## EXERCISE BRIEF
The listing below begins with the first line you should copy; stop after the line containing "import React from", and drop every picture.

Data records:
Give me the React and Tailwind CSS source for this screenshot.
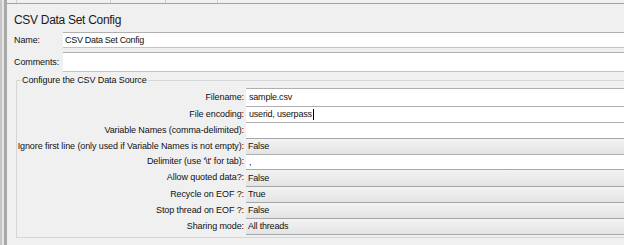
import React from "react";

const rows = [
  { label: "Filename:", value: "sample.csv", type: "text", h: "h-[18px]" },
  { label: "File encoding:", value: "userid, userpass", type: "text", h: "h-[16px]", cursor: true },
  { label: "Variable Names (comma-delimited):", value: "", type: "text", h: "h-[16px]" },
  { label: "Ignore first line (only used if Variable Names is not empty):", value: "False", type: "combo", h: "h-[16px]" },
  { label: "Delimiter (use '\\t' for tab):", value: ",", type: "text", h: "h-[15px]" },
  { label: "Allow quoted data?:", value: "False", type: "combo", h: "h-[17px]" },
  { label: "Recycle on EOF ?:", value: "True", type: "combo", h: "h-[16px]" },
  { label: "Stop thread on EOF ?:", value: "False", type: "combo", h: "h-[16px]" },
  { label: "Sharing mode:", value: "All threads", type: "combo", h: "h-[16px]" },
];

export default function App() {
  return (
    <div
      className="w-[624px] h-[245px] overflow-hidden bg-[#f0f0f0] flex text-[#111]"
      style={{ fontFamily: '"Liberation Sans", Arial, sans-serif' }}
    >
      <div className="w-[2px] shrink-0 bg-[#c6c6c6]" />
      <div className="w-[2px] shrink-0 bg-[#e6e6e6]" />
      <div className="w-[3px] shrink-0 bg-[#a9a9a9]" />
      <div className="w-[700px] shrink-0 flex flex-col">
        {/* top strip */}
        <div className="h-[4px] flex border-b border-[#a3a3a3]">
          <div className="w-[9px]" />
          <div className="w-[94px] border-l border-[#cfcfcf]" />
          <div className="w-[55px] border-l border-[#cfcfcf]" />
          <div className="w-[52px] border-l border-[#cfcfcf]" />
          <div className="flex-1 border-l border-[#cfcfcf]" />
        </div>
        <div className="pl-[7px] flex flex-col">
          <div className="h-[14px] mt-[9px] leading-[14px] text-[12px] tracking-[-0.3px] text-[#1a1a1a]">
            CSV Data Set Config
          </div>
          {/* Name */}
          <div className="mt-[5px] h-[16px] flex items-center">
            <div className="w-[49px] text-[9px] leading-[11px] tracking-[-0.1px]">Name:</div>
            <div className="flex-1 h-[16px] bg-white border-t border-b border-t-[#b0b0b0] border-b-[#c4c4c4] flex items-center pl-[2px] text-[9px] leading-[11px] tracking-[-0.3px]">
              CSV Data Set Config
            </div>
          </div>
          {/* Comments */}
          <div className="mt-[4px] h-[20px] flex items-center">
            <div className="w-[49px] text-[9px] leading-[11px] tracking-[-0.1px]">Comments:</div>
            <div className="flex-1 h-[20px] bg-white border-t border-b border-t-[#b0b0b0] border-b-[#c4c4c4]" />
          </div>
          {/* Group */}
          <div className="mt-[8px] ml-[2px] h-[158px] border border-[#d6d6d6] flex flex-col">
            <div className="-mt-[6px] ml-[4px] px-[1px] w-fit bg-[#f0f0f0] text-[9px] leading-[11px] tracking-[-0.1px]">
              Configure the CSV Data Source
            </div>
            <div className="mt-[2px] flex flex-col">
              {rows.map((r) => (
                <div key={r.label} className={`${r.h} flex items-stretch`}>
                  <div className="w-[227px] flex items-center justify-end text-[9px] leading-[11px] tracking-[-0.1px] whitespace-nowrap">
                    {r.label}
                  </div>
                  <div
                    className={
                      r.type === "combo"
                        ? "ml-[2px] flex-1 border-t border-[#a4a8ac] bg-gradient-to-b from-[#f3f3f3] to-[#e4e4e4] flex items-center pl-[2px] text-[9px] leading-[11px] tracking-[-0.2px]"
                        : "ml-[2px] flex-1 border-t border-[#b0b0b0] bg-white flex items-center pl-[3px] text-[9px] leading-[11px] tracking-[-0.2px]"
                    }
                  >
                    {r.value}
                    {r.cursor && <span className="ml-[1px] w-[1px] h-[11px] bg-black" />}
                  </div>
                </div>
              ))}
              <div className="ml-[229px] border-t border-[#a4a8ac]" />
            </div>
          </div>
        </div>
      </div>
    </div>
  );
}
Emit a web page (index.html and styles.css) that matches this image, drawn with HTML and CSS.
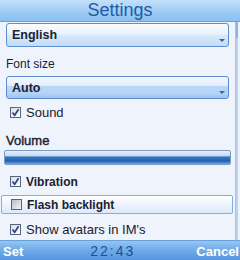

## THE RESULT
Give me the React and Tailwind CSS source for this screenshot.
import React from "react";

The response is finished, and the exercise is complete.